Question

A sum Rs. 500 is in the form of denominations of Rs. 5 and Rs. 10. If the total number of notes is 90 find the number of notes of each denomination. (Hint: let the number of 5 rupee notes be \['x'\] , then number of 10 rupee notes = \[90 - x\] )

Answer 1

Hint: Here, we have to find the number of notes of each denomination. We will first assume the denominations of Rs 5 and 10 to be any variable. Then we will find the total amount in terms of denomination and add them. We will then equate it with the given sum and form an equation.
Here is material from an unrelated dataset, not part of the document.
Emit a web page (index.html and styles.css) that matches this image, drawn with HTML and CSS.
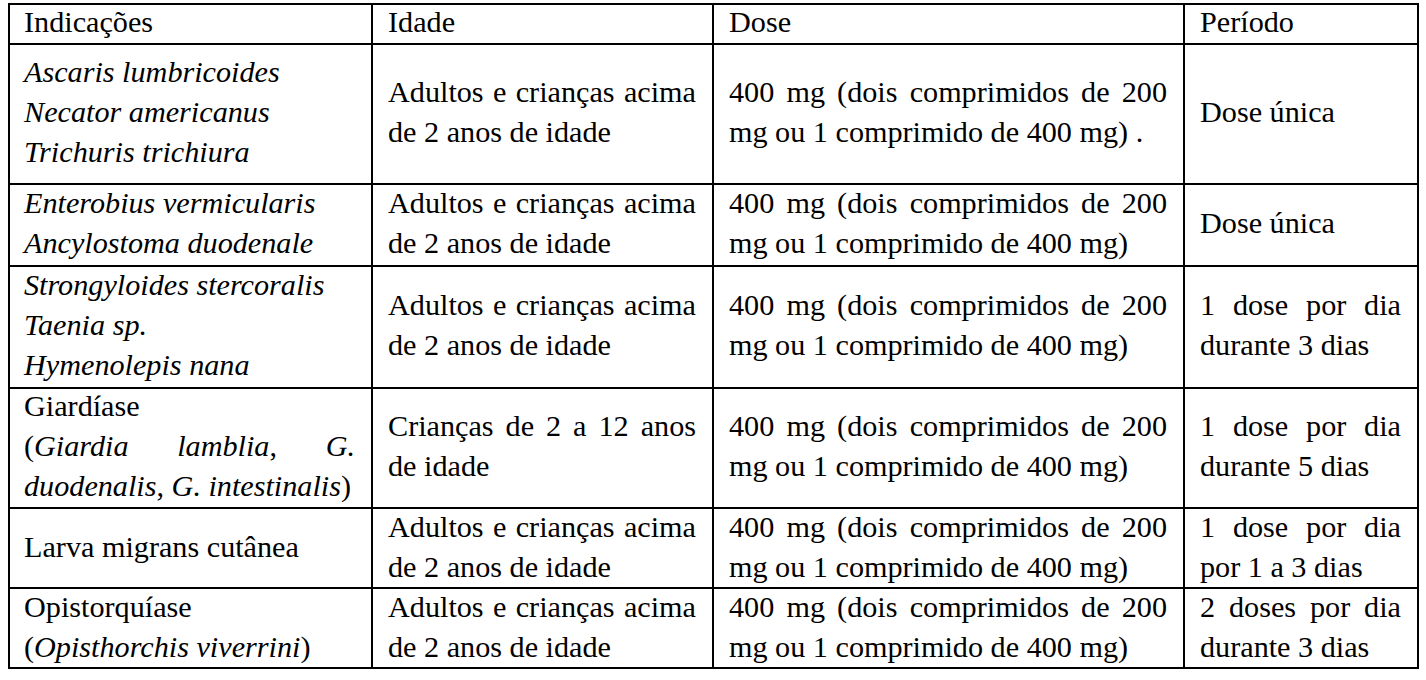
FILE: index.html
```html
<!DOCTYPE html>
<html lang="pt">
<head>
<meta charset="utf-8">
<title>Indicações</title>
<link rel="stylesheet" href="styles.css">
</head>
<body>
<table class="dosage">
  <colgroup>
    <col class="c-ind">
    <col class="c-age">
    <col class="c-dose">
    <col class="c-per">
  </colgroup>
  <tr class="r-head">
    <td><div class="t">Indicações</div></td>
    <td><div class="t">Idade</div></td>
    <td><div class="t">Dose</div></td>
    <td><div class="t">Período</div></td>
  </tr>
  <tr class="r-first">
    <td><div class="t"><i>Ascaris lumbricoides</i><br><i>Necator americanus</i><br><i>Trichuris trichiura</i></div></td>
    <td><div class="t">Adultos e crianças acima de 2 anos de idade</div></td>
    <td><div class="t">400 mg (dois comprimidos de 200 mg ou 1 comprimido de 400 mg) .</div></td>
    <td><div class="t">Dose única</div></td>
  </tr>
  <tr>
    <td><div class="t"><i>Enterobius vermicularis</i><br><i>Ancylostoma duodenale</i></div></td>
    <td><div class="t">Adultos e crianças acima de 2 anos de idade</div></td>
    <td><div class="t">400 mg (dois comprimidos de 200 mg ou 1 comprimido de 400 mg)</div></td>
    <td><div class="t">Dose única</div></td>
  </tr>
  <tr>
    <td><div class="t"><i>Strongyloides stercoralis</i><br><i>Taenia sp.</i><br><i>Hymenolepis nana</i></div></td>
    <td><div class="t">Adultos e crianças acima de 2 anos de idade</div></td>
    <td><div class="t">400 mg (dois comprimidos de 200 mg ou 1 comprimido de 400 mg)</div></td>
    <td><div class="t">1 dose por dia durante 3 dias</div></td>
  </tr>
  <tr class="r-tight">
    <td><div class="t"><div>Giardíase</div><div>(<i>Giardia lamblia</i>, <i>G. duodenalis</i>, <i>G. intestinalis</i>)</div></div></td>
    <td><div class="t">Crianças de 2 a 12 anos de idade</div></td>
    <td><div class="t">400 mg (dois comprimidos de 200 mg ou 1 comprimido de 400 mg)</div></td>
    <td><div class="t">1 dose por dia durante 5 dias</div></td>
  </tr>
  <tr class="r-short">
    <td><div class="t">Larva migrans cutânea</div></td>
    <td><div class="t">Adultos e crianças acima de 2 anos de idade</div></td>
    <td><div class="t">400 mg (dois comprimidos de 200 mg ou 1 comprimido de 400 mg)</div></td>
    <td><div class="t">1 dose por dia por 1 a 3 dias</div></td>
  </tr>
  <tr class="r-short">
    <td><div class="t">Opistorquíase<br>(<i>Opisthorchis viverrini</i>)</div></td>
    <td><div class="t">Adultos e crianças acima de 2 anos de idade</div></td>
    <td><div class="t">400 mg (dois comprimidos de 200 mg ou 1 comprimido de 400 mg)</div></td>
    <td><div class="t">2 doses por dia durante 3 dias</div></td>
  </tr>
</table>
</body>
</html>
```
FILE: styles.css
```css
html, body {
  margin: 0;
  background: #ffffff;
}
body {
  padding: 3px 0 0 8px;
  font-family: "Liberation Serif", "Times New Roman", serif;
  font-size: 30.2px;
  color: #000000;
}
.dosage {
  table-layout: fixed;
  width: 1411px;
  border-collapse: separate;
  border-spacing: 0;
  border-top: 2px solid #000;
  border-left: 2px solid #000;
}
.c-ind { width: 363px; }
.c-age { width: 341px; }
.c-dose { width: 471px; }
.c-per { width: 234px; }
.dosage td {
  border-right: 2px solid #000;
  border-bottom: 2px solid #000;
  padding: 0 16px 0 15px;
  line-height: 40px;
  vertical-align: middle;
  text-align: justify;
}
.dosage td:first-child {
  padding-left: 14px;
}
.t {
  margin: -2px 0 2px;
}
.r-head td {
  line-height: 38px;
}
.r-first td {
  padding-top: 9px;
  padding-bottom: 9px;
}
.r-tight .t {
  margin: -3px 0 1px;
}
.r-short .t {
  margin: -2px 0 0;
}
```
We will further solve the equation to get the required values.

Complete step-by-step answer:
Let the number of 5 rupee notes be \[x\] and the number of 10 rupee notes be \[y\] .
Since the total number of notes is 90, we get
\[x + y = 90\]
\[ \Rightarrow y = 90 - x\]
So, the number of 90 rupee notes be \[90 - x\] .
Now we will find total amount which is in the form of denominations as Rs. 5 and Rs. 10. Therefore, we get
The total amount in Rs. 500 is in the form of denominations as Rs. 5 \[ = 5 \times \]number of rs. 5 notes
\[ \Rightarrow \]The total amount in Rs. 500 is in the form of denominations as Rs. 5 \[ = 5x\]
Now, the total amount in Rs. 500 is in the form of denominations as Rs. 10 \[ = 10 \times \]number of rs. 10 notes
\[ \Rightarrow \] The total amount in Rs. 500 is in the form of denominations as Rs. 10 \[ = 10(90 - x)\]
Now, we have to find the number of notes of each denomination.
We know that the total sum is Rs. 500. So, we will add the total amount in the form of denominations as Rs. 5 and Rs. 10 and equate it to 500. Therefore, we get
\[5x + 10(90 - x) = 500\]
Multiplying the terms, we get
\[ \Rightarrow 5x + 900 - 10x = 500\]
Subtracting the like terms, we get
\[ \Rightarrow 400 = 5x\]
Dividing both the sides by \[5\] , we get
\[ \Rightarrow \dfrac{{5x}}{5} = \dfrac{{400}}{5}\]
\[ \Rightarrow x = 80\]
The total number of notes with the denomination of Rs. 5 is 80.
Substituting the value of \[x\] in \[y = 90 - x\], we get
\[ \Rightarrow y = 90 - 80\]
Subtracting the terms, we get
\[ \Rightarrow y = 10\]
The total number of notes with the denomination of Rs. 10 is 10.
Therefore, the number of notes of each denomination of Rs. 5 and Rs.10 is 80 and 90 respectively.

Note: We have to know that every currency note or coin has a monetary value. So, the number of notes we have multiplied with the monetary value of the note gives us the total money we got. We can verify the answer by multiplying the number of notes with the denomination, we will get the total sum.
Substituting the value of \[x\] and \[y\] in the equation \[5x + 10(90 - x) = 500\] , we get
\[ \Rightarrow 5\left( {80} \right) + 10(90 - 80) = 500\]
Simplifying the expression, we get
\[ \Rightarrow 400 + 10\left( {10} \right) = 500\]
Multiplying 10 by 10, we get
\[ \Rightarrow 400 + 100 = 500\]
Adding the terms on LHS, we get
\[ \Rightarrow 500 = 500\]
The left hand side of the equation is equal to the right hand side, so our answer is correct.
We can follow the same method of calculation irrespective of the denomination.